> PROVIDED ENTRIES
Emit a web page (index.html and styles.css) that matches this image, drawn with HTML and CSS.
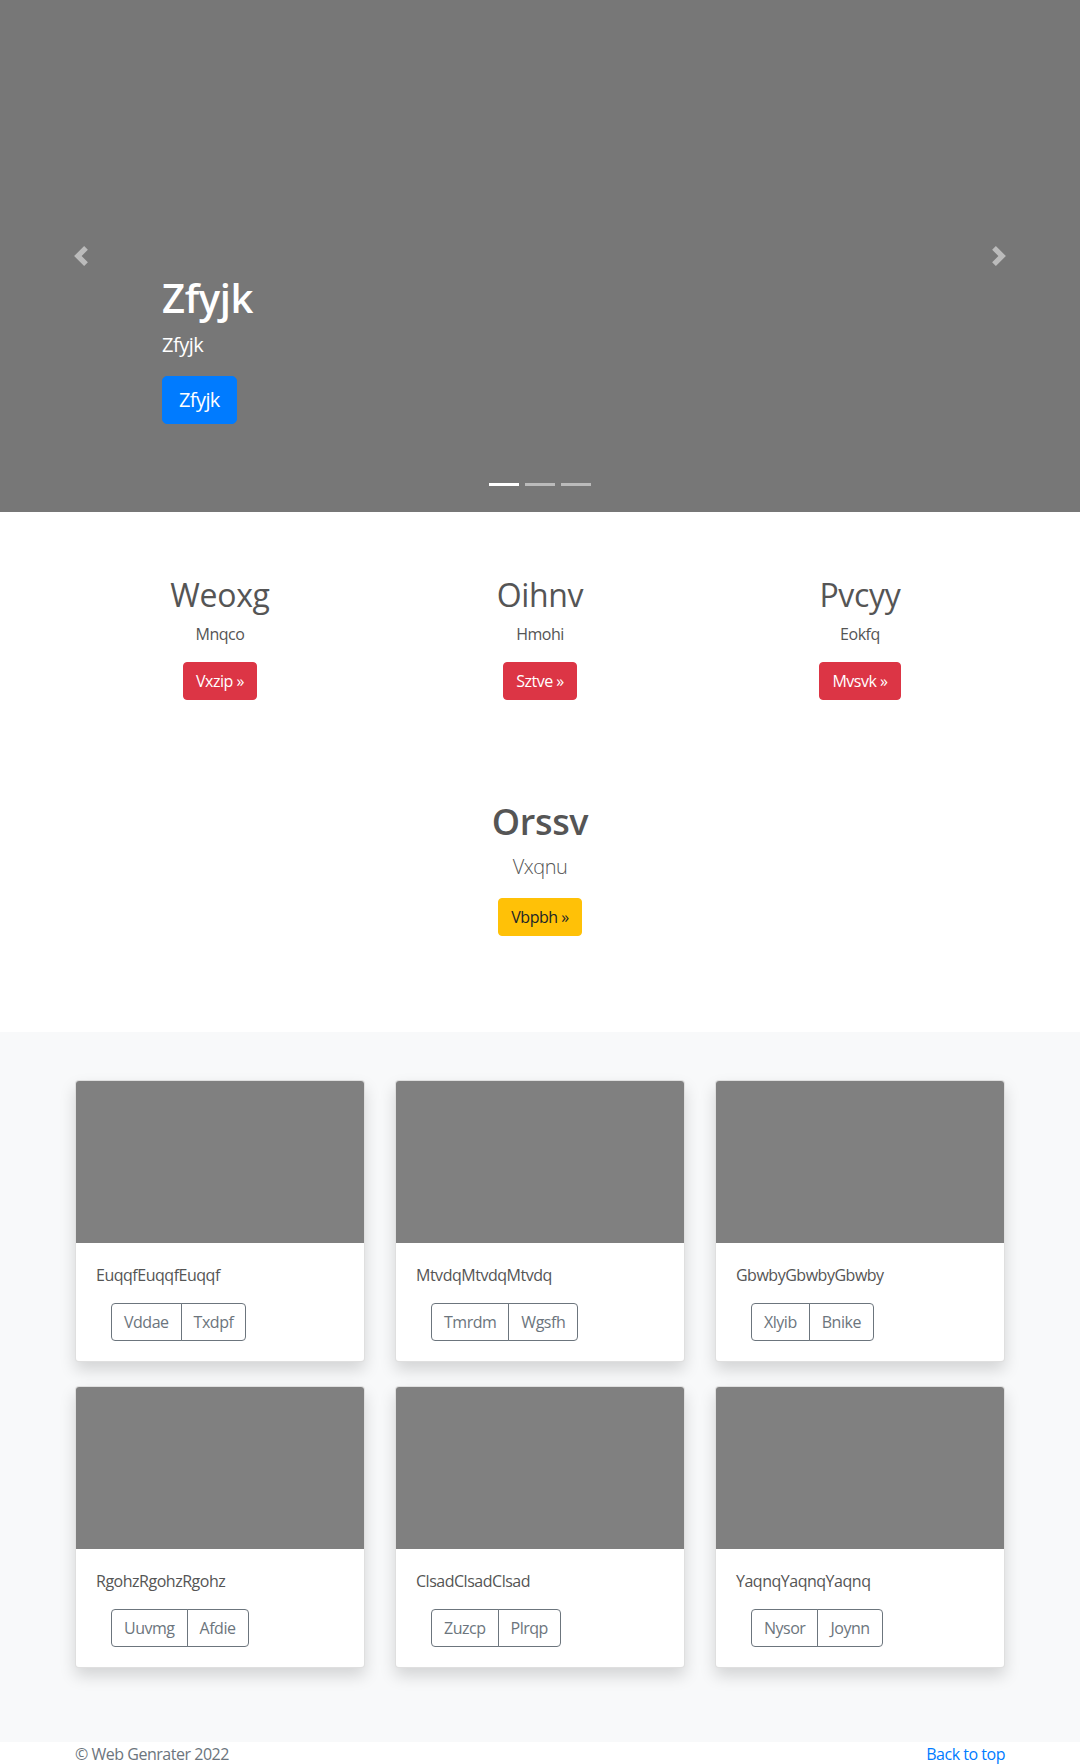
FILE: index.html
```html
<!DOCTYPE html>
<html lang="en">

<head>
    <meta charset="UTF-8">
    <meta name="viewport" content="width=device-width, initial-scale=1.0">
    <title>Web Genrater</title>
    <link rel="stylesheet" href="styles.css">
</head>

<body>
    <main>
        <div class="carousel" id="top">
            <div class="carousel-caption">
                <h1>Zfyjk</h1>
                <p class="caption-text">Zfyjk</p>
                <p class="caption-action"><a class="btn btn-lg btn-primary" href="#">Zfyjk</a></p>
            </div>

            <ol class="carousel-indicators">
                <li class="active"></li>
                <li></li>
                <li></li>
            </ol>

            <a class="carousel-control prev" href="#">
                <svg width="20" height="20" viewBox="0 0 8 8" fill="#fff"><path d="M5.25 0l-4 4 4 4 1.5-1.5L4.25 4l2.5-2.5L5.25 0z"/></svg>
            </a>
            <a class="carousel-control next" href="#">
                <svg width="20" height="20" viewBox="0 0 8 8" fill="#fff"><path d="M2.75 0l-1.5 1.5L3.75 4l-2.5 2.5L2.75 8l4-4-4-4z"/></svg>
            </a>
        </div>

        <div class="container marketing">
            <div class="row">
                <div class="col">
                    <h2>Weoxg</h2>
                    <p>Mnqco</p>
                    <p class="btn-row"><a class="btn btn-danger" href="#">Vxzip &raquo;</a></p>
                </div>
                <div class="col">
                    <h2>Oihnv</h2>
                    <p>Hmohi</p>
                    <p class="btn-row"><a class="btn btn-danger" href="#">Sztve &raquo;</a></p>
                </div>
                <div class="col">
                    <h2>Pvcyy</h2>
                    <p>Eokfq</p>
                    <p class="btn-row"><a class="btn btn-danger" href="#">Mvsvk &raquo;</a></p>
                </div>
            </div>
        </div>

        <div class="container feature">
            <h2>Orssv</h2>
            <p class="lead">Vxqnu</p>
            <p class="btn-row"><a class="btn btn-warning" href="#">Vbpbh &raquo;</a></p>
        </div>

        <div class="album">
            <div class="container">
                <div class="row">
                    <div class="col">
                        <div class="card">
                            <div class="card-img"></div>
                            <div class="card-body">
                                <p class="card-text">EuqqfEuqqfEuqqf</p>
                                <div class="btn-group">
                                    <button type="button" class="btn btn-outline">Vddae</button>
                                    <button type="button" class="btn btn-outline">Txdpf</button>
                                </div>
                            </div>
                        </div>
                    </div>
                    <div class="col">
                        <div class="card">
                            <div class="card-img"></div>
                            <div class="card-body">
                                <p class="card-text">MtvdqMtvdqMtvdq</p>
                                <div class="btn-group">
                                    <button type="button" class="btn btn-outline">Tmrdm</button>
                                    <button type="button" class="btn btn-outline">Wgsfh</button>
                                </div>
                            </div>
                        </div>
                    </div>
                    <div class="col">
                        <div class="card">
                            <div class="card-img"></div>
                            <div class="card-body">
                                <p class="card-text">GbwbyGbwbyGbwby</p>
                                <div class="btn-group">
                                    <button type="button" class="btn btn-outline">Xlyib</button>
                                    <button type="button" class="btn btn-outline">Bnike</button>
                                </div>
                            </div>
                        </div>
                    </div>
                    <div class="col">
                        <div class="card">
                            <div class="card-img"></div>
                            <div class="card-body">
                                <p class="card-text">RgohzRgohzRgohz</p>
                                <div class="btn-group">
                                    <button type="button" class="btn btn-outline">Uuvmg</button>
                                    <button type="button" class="btn btn-outline">Afdie</button>
                                </div>
                            </div>
                        </div>
                    </div>
                    <div class="col">
                        <div class="card">
                            <div class="card-img"></div>
                            <div class="card-body">
                                <p class="card-text">ClsadClsadClsad</p>
                                <div class="btn-group">
                                    <button type="button" class="btn btn-outline">Zuzcp</button>
                                    <button type="button" class="btn btn-outline">Plrqp</button>
                                </div>
                            </div>
                        </div>
                    </div>
                    <div class="col">
                        <div class="card">
                            <div class="card-img"></div>
                            <div class="card-body">
                                <p class="card-text">YaqnqYaqnqYaqnq</p>
                                <div class="btn-group">
                                    <button type="button" class="btn btn-outline">Nysor</button>
                                    <button type="button" class="btn btn-outline">Joynn</button>
                                </div>
                            </div>
                        </div>
                    </div>
                </div>
            </div>
        </div>
    </main>

    <footer class="footer">
        <div class="container footer-inner">
            <p>&copy; Web Genrater 2022</p>
            <p><a href="#top">Back to top</a></p>
        </div>
    </footer>
</body>

</html>
```

FILE: styles.css
```css
* {
    box-sizing: border-box;
}

body {
    font-family: "Open Sans", "Noto Sans", sans-serif;
    font-size: 16px;
    line-height: 1.5;
    letter-spacing: -0.03em;
    color: #555;
    background-color: #fff;
    margin: 0;
    padding: 0;
}

h1,
h2,
p {
    margin: 0;
}

h1,
h2 {
    letter-spacing: -0.01em;
}

a {
    color: #007bff;
    text-decoration: none;
}

.container {
    width: 960px;
    margin: 0 auto;
    padding: 0 15px;
}

.row {
    display: flex;
    flex-wrap: wrap;
    margin: 0 -15px;
}

.col {
    width: 33.3333%;
    padding: 0 15px;
}

/* buttons */
.btn {
    display: inline-block;
    font-family: inherit;
    font-size: 16px;
    line-height: 1.5;
    letter-spacing: -0.03em;
    padding: 6px 12px;
    border: 1px solid transparent;
    border-radius: 4px;
    background: none;
    cursor: pointer;
}

.btn-lg {
    font-size: 20px;
    padding: 8px 16px;
    border-radius: 5px;
}

.btn-primary {
    background-color: #007bff;
    border-color: #007bff;
    color: #fff;
}

.btn-danger {
    background-color: #dc3545;
    border-color: #dc3545;
    color: #fff;
}

.btn-warning {
    background-color: #ffc107;
    border-color: #ffc107;
    color: #212529;
}

.btn-outline {
    border-color: #6c757d;
    color: #6c757d;
}

.btn-row {
    display: flex;
    justify-content: center;
}

/* carousel */
.carousel {
    position: relative;
    height: 512px;
    background-color: #777;
    margin-bottom: 64px;
}

.carousel-caption {
    position: absolute;
    left: 15%;
    right: 15%;
    bottom: 48px;
    padding: 20px 0;
    color: #fff;
}

.carousel-caption h1 {
    font-size: 40px;
    font-weight: 600;
    line-height: 1.2;
    margin-bottom: 8px;
}

.caption-text {
    font-size: 20px;
    margin-bottom: 16px;
}

.caption-action {
    display: flex;
    margin-bottom: 20px;
}

.carousel-indicators {
    position: absolute;
    left: 0;
    right: 0;
    bottom: 26px;
    display: flex;
    justify-content: center;
    gap: 6px;
    list-style: none;
    margin: 0;
    padding: 0;
}

.carousel-indicators li {
    width: 30px;
    height: 3px;
    background-color: #fff;
    opacity: .5;
}

.carousel-indicators li.active {
    opacity: 1;
}

.carousel-control {
    position: absolute;
    top: 0;
    bottom: 0;
    width: 15%;
    display: flex;
    align-items: center;
    justify-content: center;
    opacity: .5;
}

.carousel-control.prev {
    left: 0;
}

.carousel-control.next {
    right: 0;
}

/* marketing */
.marketing .col {
    text-align: center;
    margin-bottom: 24px;
}

.marketing h2 {
    font-size: 32px;
    font-weight: 500;
    line-height: 1.2;
    margin-bottom: 8px;
}

.marketing p {
    margin: 0 12px 16px;
}

.feature {
    text-align: center;
    padding-top: 60px;
    padding-bottom: 96px;
}

.feature h2 {
    font-size: 36px;
    font-weight: 600;
    line-height: 1.2;
    margin-bottom: 8px;
}

.lead {
    font-size: 20px;
    font-weight: 300;
    margin-bottom: 16px;
}

/* album */
.album {
    background-color: #f8f9fa;
    padding: 48px 0 50px;
}

.card {
    background-color: #fff;
    border: 1px solid rgba(0, 0, 0, 0.125);
    border-radius: 4px;
    box-shadow: 0 8px 16px rgba(0, 0, 0, 0.15);
    margin-bottom: 24px;
    overflow: hidden;
}

.card-img {
    height: 162px;
    background-color: #808080;
}

.card-body {
    padding: 20px;
}

.card-text {
    margin-bottom: 16px;
}

.btn-group {
    display: inline-flex;
    margin-left: 15px;
}

.btn-group .btn {
    border-radius: 0;
}

.btn-group .btn:first-child {
    border-radius: 4px 0 0 4px;
}

.btn-group .btn:last-child {
    border-radius: 0 4px 4px 0;
    margin-left: -1px;
}

/* footer */
.footer {
    color: #6c757d;
    padding-bottom: 48px;
}

.footer-inner {
    display: flex;
    justify-content: space-between;
}
```
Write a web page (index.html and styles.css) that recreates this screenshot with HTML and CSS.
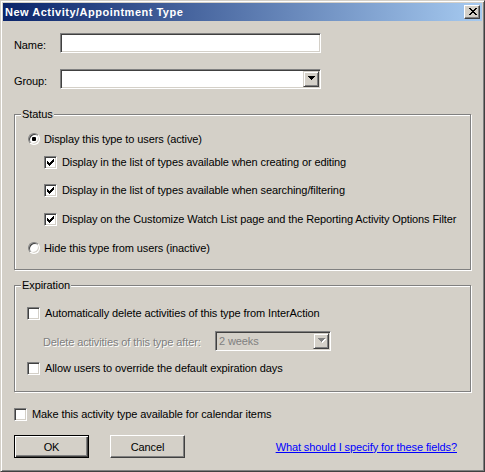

> EXERCISE INSTRUCTIONS
In the material above, show every line where the word "styles" turns up.

> SOLUTION
Emit a web page (index.html and styles.css) that matches this image, drawn with HTML and CSS.
    <link rel="stylesheet" href="styles.css">
FILE: styles.css
Write a web page (index.html and styles.css) that recreates this screenshot with HTML and CSS.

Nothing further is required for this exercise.